As discussed by Schär et al. [7], dark band and flow artifacts in SSFP cine imaging can be solved using optimized sequence parameters, localized shimming and correct water resonance frequency adjustment. In the clinical setting of the present study, it was not always possible to solve these artifact problems despite sequence optimization and localized shimming, especially in the presence of stent artifacts. The larger and diagnostically interfering artifacts of coronary stents at 3.0 T as opposed to the smaller stent artifacts at 1.5 T are an important issue in patients after MI, since primary PCI with stent implantation is the method of choice to re-establish coronary flow [22]. For clinical application, it may be more advantageous to return to spoiled gradient-echo cine imaging at 3.0 T, which includes longer acquisition times and lower contrast between blood and myocardium, but is less sensitive for off-resonance artifacts and equally accurate as SSFP cine imaging (Fig. 3) [9, 23].

Fig. 3

Short axis cine SSFP image (A) and cine spoiled gradient-echo image (B), at the same slice position in one patient at 3.0 T. The coronary stent artifact on a SSFP image is larger than on a spoiled gradient-echo image (white arrows heads). Flow artifacts (A, asterisk) are less visible with spoiled gradient-echo imaging at 3.0 T

We initially intended to evaluate differences in signal- and contrast-to-noise ratios (SNR and CNR) of both pulse sequences as well. At 1.5 T good noise estimates could be made using the technique described by Constantinides et al. [24]. However, this method did not work at 3.0 T due to a different reconstruction algorithm, even without parallel imaging, and by switching off clear and image enhancement filters. Subtraction methods with two consecutive scans to estimate noise are inaccurate in a mobile tissue as the heart [25]. Other methods were beyond the scope of this initial study. Despite the fact that SNR’s and CNR’s were therefore omitted from this study, it is interesting to mention that an important reason for inferior quality of LGE images at 3.0 T was that infarcted myocardium was sometimes difficult to delineate from the left ventricular cavity (Fig. 4).

Fig. 4

Short axis LGE images 15 min after injection of contrast at 3.0 T (A) and 1.5 T (B), in different patients. Visual assessment of infarct extent and location was more difficult at 3.0 T than at 1.5 T, since it was sometimes difficult to delineate infarcted myocardium from the left ventricular cavity at 3.0 T

We used the same contrast agent and dose at both field strengths. The contrast dose has been optimized for 1.5 T in the past [26, 27], but might be different at 3.0 T as T1 relaxation rates are in general field strength dependent. However, a recent study of Sharma and colleagues showed that there were only minor differences in post contrast myocardial T1 relaxation times between 1.5 T and 3.0 T, using a contrast dose of 0.2 mmol/kg [28]. As long as inversion times are set appropriately at each field strength as done in this study, it is not to be expected that significant differences in LGE image quality are caused by contrast dose effects.
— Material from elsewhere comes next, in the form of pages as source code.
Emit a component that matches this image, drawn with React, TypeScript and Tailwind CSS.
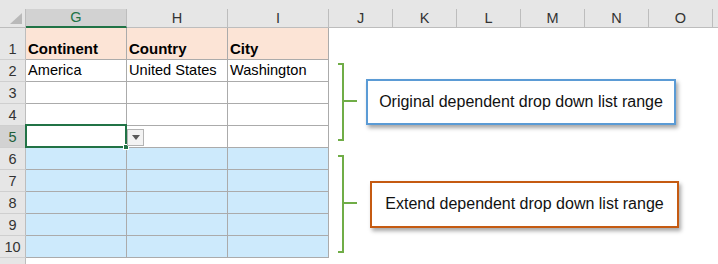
const sideCols = ['J', 'K', 'L', 'M', 'N', 'O'];

type Row = { n: number; cells: string[]; kind: 'head' | 'plain' | 'blue' };

const rows: Row[] = [
  { n: 1, cells: ['Continent', 'Country', 'City'], kind: 'head' },
  { n: 2, cells: ['America', 'United States', 'Washington'], kind: 'plain' },
  { n: 3, cells: ['', '', ''], kind: 'plain' },
  { n: 4, cells: ['', '', ''], kind: 'plain' },
  { n: 5, cells: ['', '', ''], kind: 'plain' },
  { n: 6, cells: ['', '', ''], kind: 'blue' },
  { n: 7, cells: ['', '', ''], kind: 'blue' },
  { n: 8, cells: ['', '', ''], kind: 'blue' },
  { n: 9, cells: ['', '', ''], kind: 'blue' },
  { n: 10, cells: ['', '', ''], kind: 'blue' },
];

function ColumnHeaders() {
  return (
    <div className="flex h-[28px] items-end bg-[#e6e6e6]">
      <div className="relative h-[19px] w-[26px] border-r border-b border-[#bdbdbd]">
        <svg className="absolute left-[10px] top-[4px]" width="12" height="11" viewBox="0 0 12 11">
          <polygon points="12,0 12,11 0,11" fill="#b9b9b9" />
        </svg>
      </div>
      <div className="flex h-[19px] w-[101px] items-center justify-center border-r border-b-2 border-r-[#bdbdbd] border-b-[#217346] bg-[#d2d2d2] pt-[1px] text-[14.5px] text-[#217346]">
        G
      </div>
      {['H', 'I'].map((c) => (
        <div
          key={c}
          className="flex h-[19px] w-[101px] items-center justify-center border-r border-b border-[#bdbdbd] pt-[1px] text-[14.5px] text-[#333]"
        >
          {c}
        </div>
      ))}
      {sideCols.map((c) => (
        <div
          key={c}
          className="flex h-[19px] w-[64px] items-center justify-center border-r border-b border-[#bdbdbd] pt-[1px] text-[14.5px] text-[#333]"
        >
          {c}
        </div>
      ))}
      <div className="h-[19px] flex-1 border-b border-[#bdbdbd]" />
    </div>
  );
}

function SheetRow({ row }: { row: Row }) {
  const tall = row.kind === 'head';
  const fill =
    row.kind === 'head' ? 'bg-[#fce4d6]' : row.kind === 'blue' ? 'bg-[#cdeafc]' : 'bg-white';
  const active = row.n === 5;

  return (
    <div className={tall ? 'flex h-[32px]' : 'flex h-[22px]'}>
      <div
        className={
          active
            ? 'flex w-[26px] items-end justify-center border-r border-b border-r-[#bdbdbd] border-b-[#cfcfcf] bg-[#d2d2d2] pb-[2px] text-[14.5px] leading-[16px] text-[#1e5e3a]'
            : 'flex w-[26px] items-end justify-center border-r border-b border-r-[#bdbdbd] border-b-[#cfcfcf] bg-[#e6e6e6] pb-[2px] text-[14.5px] leading-[16px] text-[#333]'
        }
      >
        {row.n}
      </div>
      {row.cells.map((text, i) => (
        <div
          key={i}
          className={`relative flex w-[101px] items-end border-r border-b border-[#ababab] pb-[2px] pl-[2px] leading-[17px] text-black ${fill} ${
            tall ? 'text-[15px] font-bold' : 'text-[14.6px]'
          }`}
        >
          {text}
          {active && i === 0 && (
            <>
              {/* active cell frame, fill handle and the list's drop-down button */}
              <div className="absolute -left-[1px] -top-[2px] -right-[1px] -bottom-[1px] z-10 border-2 border-[#217346]" />
              <div className="absolute -right-[3px] -bottom-[3px] z-20 h-[6px] w-[6px] border border-white bg-[#217346]" />
              <div className="absolute left-[101px] top-[3px] z-20 flex h-[17px] w-[17px] items-center justify-center border border-[#b4b4b4] bg-[#f3f3f3]">
                <svg width="8" height="5" viewBox="0 0 8 5">
                  <polygon points="0,0 8,0 4,5" fill="#5a5a5a" />
                </svg>
              </div>
            </>
          )}
        </div>
      ))}
    </div>
  );
}

function Bracket({ h, mid }: { h: number; mid: number }) {
  return (
    <svg width="20" height={h} viewBox={`0 0 20 ${h}`} className="shrink-0">
      <path
        d={`M1 1 H6 V${h - 1} H1 M6 ${mid} H20`}
        fill="none"
        stroke="#70ad47"
        strokeWidth="2"
      />
    </svg>
  );
}

export default function App() {
  return (
    <div className="h-[264px] w-[718px] overflow-hidden bg-white font-['Liberation_Sans',Arial,sans-serif]">
      <ColumnHeaders />
      <div className="flex">
        <div className="flex w-[329px] flex-col">
          {rows.map((row) => (
            <SheetRow key={row.n} row={row} />
          ))}
          <div className="h-[10px] w-[26px] border-r border-[#bdbdbd] bg-[#e6e6e6]" />
        </div>

        <div className="flex flex-1 flex-col pl-[8px]">
          <div className="mt-[35px] flex items-center">
            <Bracket h={78} mid={38} />
            <div className="ml-[9px] flex h-[46px] w-[310px] items-center justify-center border-2 border-[#5b9bd5] bg-white text-[16px] text-[#111] shadow-[2px_3px_4px_rgba(0,0,0,0.35)]">
              Original dependent drop down list range
            </div>
          </div>
          <div className="mt-[14px] flex items-center">
            <Bracket h={98} mid={48} />
            <div className="ml-[13px] flex h-[47px] w-[309px] items-center justify-center border-2 border-[#c55a11] bg-white text-[16px] text-[#111] shadow-[2px_3px_4px_rgba(0,0,0,0.35)]">
              Extend dependent drop down list range
            </div>
          </div>
        </div>
      </div>
    </div>
  );
}
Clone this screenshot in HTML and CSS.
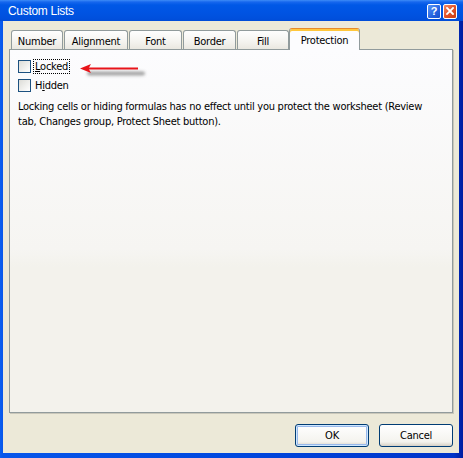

In conclusion, our study demonstrates that it is safe and feasible to perform CMR scanning at 3.0 T in the acute and chronic phase after MI in patients treated with primary stenting. Although cine imaging at 3.0 T is of sufficient quality for clinical use, quantitative assessment is less reliable compared to 1.5 T, mainly due to dark band, flow and stent artifacts. Further optimization of pulse sequences at 3.0 T is essential to make 3.0 T CMR scanning suitable for clinical cardiology.

Limitations

The use of different MR systems, from different vendors, with different coils and sequence parameters, of course introduces confounding factors for a comparison. However, the sequences were optimized for their field strength to evaluate safety, feasibility and image quality rather than technical differences. A second limitation is that patients did not undergo a CMR examination at both 1.5 T and 3.0 T. Because the MR systems were on two different locations, it was not feasible to study the same patient twice in the acute phase after MI.